Namdar n’a pas été le seul à s’élever contre Chikli. Une manifestation semblable à celles qui ont eu lieu en Israël et dans la diaspora s’est déroulée à l’extérieur du lieu de la conférence, le Hilton Berlin. Dans la salle à manger de l’hôtel où Chikli devait s’exprimer, les invités de la conférence ont trouvé des tracts distribués clandestinement sur chaque table, annonçant que l’accueillir était « une gifle au visage de centaines de milliers d’Israéliens qui défendent la démocratie pour nous aussi ».
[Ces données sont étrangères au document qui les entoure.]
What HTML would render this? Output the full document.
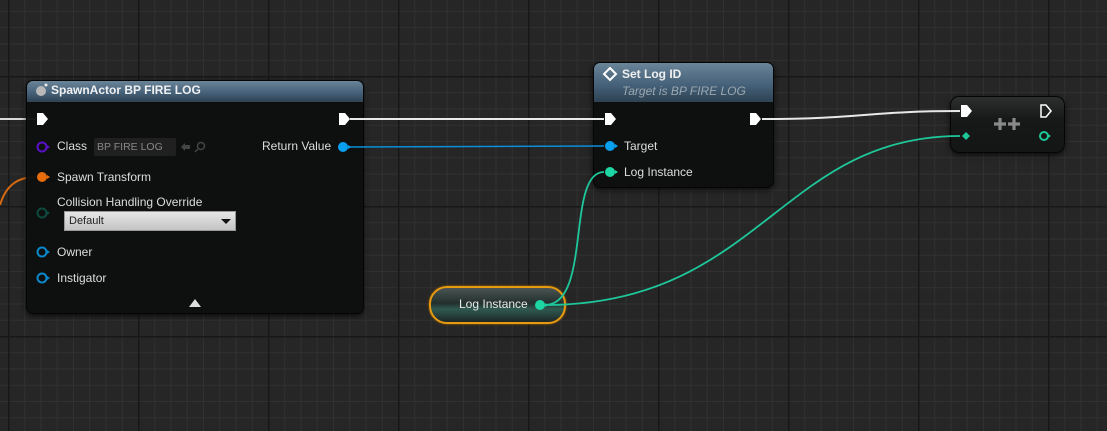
<!DOCTYPE html>
<html><head><style>
html,body{margin:0;padding:0;width:1107px;height:431px;overflow:hidden;background:#262626;font-family:"Liberation Sans",sans-serif;}
.bg{position:absolute;left:0;top:0;width:1107px;height:431px;
background-image:
linear-gradient(to right,#181818 0,#181818 1.5px,transparent 1.5px),
linear-gradient(to bottom,#181818 0,#181818 1.5px,transparent 1.5px),
linear-gradient(to right,#313131 0,#313131 1px,transparent 1px),
linear-gradient(to bottom,#313131 0,#313131 1px,transparent 1px);
background-size:130px 130px,130px 130px,16.25px 16.25px,16.25px 16.25px;
background-position:8px 76px,8px 76px,8px 76px,8px 76px;}
.node{position:absolute;background:rgba(14,16,15,0.96);border-radius:7px;box-shadow:0 2px 6px rgba(0,0,0,.7);border:1px solid #050505;}
.hdr{position:absolute;left:0;top:0;right:0;border-radius:6px 6px 0 0;background:linear-gradient(to bottom,#6a8498,#46627a 55%,#2e4252);}
.t{position:absolute;color:#ddd;font-size:12px;white-space:nowrap;}
.b{font-weight:bold;color:#f0f0f0;}
svg{position:absolute;left:0;top:0;}
</style></head><body>
<div class="bg"></div>
<svg width="1107" height="431">
<path d="M0,119 L36,119" stroke="#d8d8d8" stroke-width="2" fill="none"/>
<path d="M0,205 C6,185 18,177 36,177" stroke="#d86a10" stroke-width="2" fill="none"/>
</svg>

<div class="node" style="left:26px;top:80px;width:336px;height:232px;">
<div class="hdr" style="height:21px;"></div>
</div>
<div class="node" style="left:593px;top:62px;width:179px;height:124px;">
<div class="hdr" style="height:39px;"></div>
</div>
<div class="node" style="left:950px;top:96px;width:113px;height:55px;background:linear-gradient(#2e2f2f,#171818 40%,#141515);border-radius:9px;"></div>
<div style="position:absolute;left:429px;top:286px;width:133px;height:34px;border-radius:18px;border:2px solid #e69a10;background:linear-gradient(#4a5452,#22302d 45%,#2f5a50 62%,#1d2624);box-shadow:0 0 2px #b06800;"></div>

<svg width="1107" height="431">
<path d="M350,119 L604,119" stroke="#e8e8e8" stroke-width="2" fill="none"/>
<path d="M762,119 C860,119 870,111 960,111" stroke="#e8e8e8" stroke-width="2" fill="none"/>
<path d="M349,147 L604,146" stroke="#0a8fd8" stroke-width="1.6" fill="none"/>
<path d="M545,305 C592,305 566,172 604,172" stroke="#1ec79a" stroke-width="1.8" fill="none"/>
<path d="M545,305 C760,305 780,136 960,136" stroke="#1ec79a" stroke-width="1.8" fill="none"/>
<path d="M37,113 h6 l5,6 l-5,6 h-6z" fill="#fff"/>
<path d="M339,113 h6 l5,6 l-5,6 h-6z" fill="#fff"/>
<circle cx="42" cy="147" r="4.5" fill="none" stroke="#5a10c8" stroke-width="2"/><path d="M47,145 l3,2 l-3,2z" fill="#5a10c8"/>
<circle cx="343" cy="147" r="5" fill="#0aa0f0"/><path d="M348,145 l3,2 l-3,2z" fill="#0aa0f0"/>
<circle cx="42" cy="177" r="5" fill="#e66c0c"/><path d="M47,175 l3,2 l-3,2z" fill="#e66c0c"/>
<circle cx="42" cy="213" r="4.5" fill="none" stroke="#0d4a3e" stroke-width="2"/><path d="M47,211 l3,2 l-3,2z" fill="#0d4a3e"/>
<circle cx="42" cy="252" r="4.5" fill="none" stroke="#0a88cc" stroke-width="2"/><path d="M47,250 l3,2 l-3,2z" fill="#0a88cc"/>
<circle cx="42" cy="278" r="4.5" fill="none" stroke="#0a88cc" stroke-width="2"/><path d="M47,276 l3,2 l-3,2z" fill="#0a88cc"/>
<path d="M189,307 l6,-8 l6,8z" fill="#ddd"/>
<circle cx="41" cy="91" r="5" fill="#b8b8b8"/><circle cx="46" cy="85" r="1.5" fill="#eee"/>
<path d="M181,147 l4,-4 v2 h5 v4 h-5 v2z" fill="#444"/><circle cx="201" cy="146" r="3.5" fill="none" stroke="#444" stroke-width="1.5"/><path d="M198,149 l-3,3" stroke="#444" stroke-width="1.5"/>
<path d="M163,146 h8 l-4,4z" fill="#999"/>
<path d="M610,68 l6,6 l-6,6 l-6,-6z" fill="none" stroke="#fff" stroke-width="2"/>
<path d="M605,113 h6 l5,6 l-5,6 h-6z" fill="#fff"/>
<path d="M750,113 h6 l5,6 l-5,6 h-6z" fill="#fff"/>
<circle cx="610" cy="146" r="5" fill="#0aa0f0"/><path d="M615,144 l3,2 l-3,2z" fill="#0aa0f0"/>
<circle cx="610" cy="172" r="5" fill="#1ed6a4"/><path d="M615,170 l3,2 l-3,2z" fill="#1ed6a4"/>
<path d="M961,105 h6 l5,6 l-5,6 h-6z" fill="#fff"/>
<path d="M1041,105 h5 l5,6 l-5,6 h-5z" fill="none" stroke="#fff" stroke-width="1.5"/>
<path d="M966,132 l4,4 l-4,4 l-4,-4z" fill="#1ec79a"/>
<circle cx="1044" cy="136" r="4" fill="none" stroke="#1ec79a" stroke-width="2"/><path d="M1048,134 l3,2 l-3,2z" fill="#1ec79a"/>
<path d="M994,124 h12 M1000,118 v12 M1008,124 h12 M1014,118 v12" stroke="#8a8a8a" stroke-width="3.2"/>
<circle cx="540" cy="305" r="5" fill="#1ed6a4"/><path d="M545,303 l3,2 l-3,2z" fill="#1ed6a4"/>
</svg>

<div class="t b" style="left:51px;top:83px;">SpawnActor BP FIRE LOG</div>
<div class="t" style="left:57px;top:139px;">Class</div>
<div style="position:absolute;left:94px;top:138px;width:82px;height:18px;background:#202020;border-radius:2px;"></div>
<div class="t" style="left:97px;top:141px;font-size:10.5px;color:#888;">BP FIRE LOG</div>
<div class="t" style="left:262px;top:139px;">Return Value</div>
<div class="t" style="left:57px;top:170px;">Spawn Transform</div>
<div class="t" style="left:57px;top:195px;">Collision Handling Override</div>
<div style="position:absolute;left:64px;top:211px;width:172px;height:20px;background:linear-gradient(#e6e6e6,#c4c4c4);border:1px solid #999;box-sizing:border-box;"></div>
<div class="t" style="left:69px;top:215px;color:#222;font-size:11px;">Default</div>
<div style="position:absolute;left:221px;top:219px;border-left:5px solid transparent;border-right:5px solid transparent;border-top:5px solid #111;"></div>
<div class="t" style="left:57px;top:245px;">Owner</div>
<div class="t" style="left:57px;top:271px;">Instigator</div>

<div class="t b" style="left:622px;top:67px;">Set Log ID</div>
<div class="t" style="left:622px;top:84px;font-style:italic;color:#9aa8b0;">Target is BP FIRE LOG</div>
<div class="t" style="left:624px;top:139px;">Target</div>
<div class="t" style="left:624px;top:165px;">Log Instance</div>

<div class="t" style="left:459px;top:297px;color:#e8e8e8;">Log Instance</div>
</body></html>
Alexander Oscar, président de Shalom, la principale organisation juive bulgare, a déclaré que lors des conférences précédentes auxquelles il avait assisté, il aurait été inouï de faire de telles déclarations à l’encontre de représentants du gouvernement israélien. Il a ajouté que, bien que de nombreux dirigeants européens ne soient pas citoyens israéliens, « nous avons tous nos familles en Israël et nous considérons l’État d’Israël comme notre patrie ».
« C’est la première fois que je vois cela dans des conférences avec d’autres pays, mais jamais avec l’État d’Israël », a déclaré Oscar. « Et cela me rend heureux, car cela montre qu’Israël est une démocratie et que sa société civile est forte. »
Les manifestations s’inscrivent dans le cadre d’un fossé grandissant que lui et d’autres communautés juives d’Europe centrale et orientale constatent à l’égard d’Israël.
« Au cours des dernières années, nous avons constaté que, de diverses manières, l’État d’Israël est plus enclin à soutenir les différents États d’Europe, en sacrifiant les intérêts des communautés juives locales », a déclaré Oscar. « Je parle en particulier de pays comme la Pologne, la Hongrie et la Bulgarie. La communauté juive locale se bat avec différents groupes, et même avec les autorités, pour empêcher la désinformation sur la Shoah et lutter contre l’antisémitisme. »
« Nous nous retrouvons donc dans une situation où l’État d’Israël ne défend pas les communautés juives dans des régions où, il y a encore cinq ou six ans, il aurait été impossible d’y penser », a-t-il ajouté.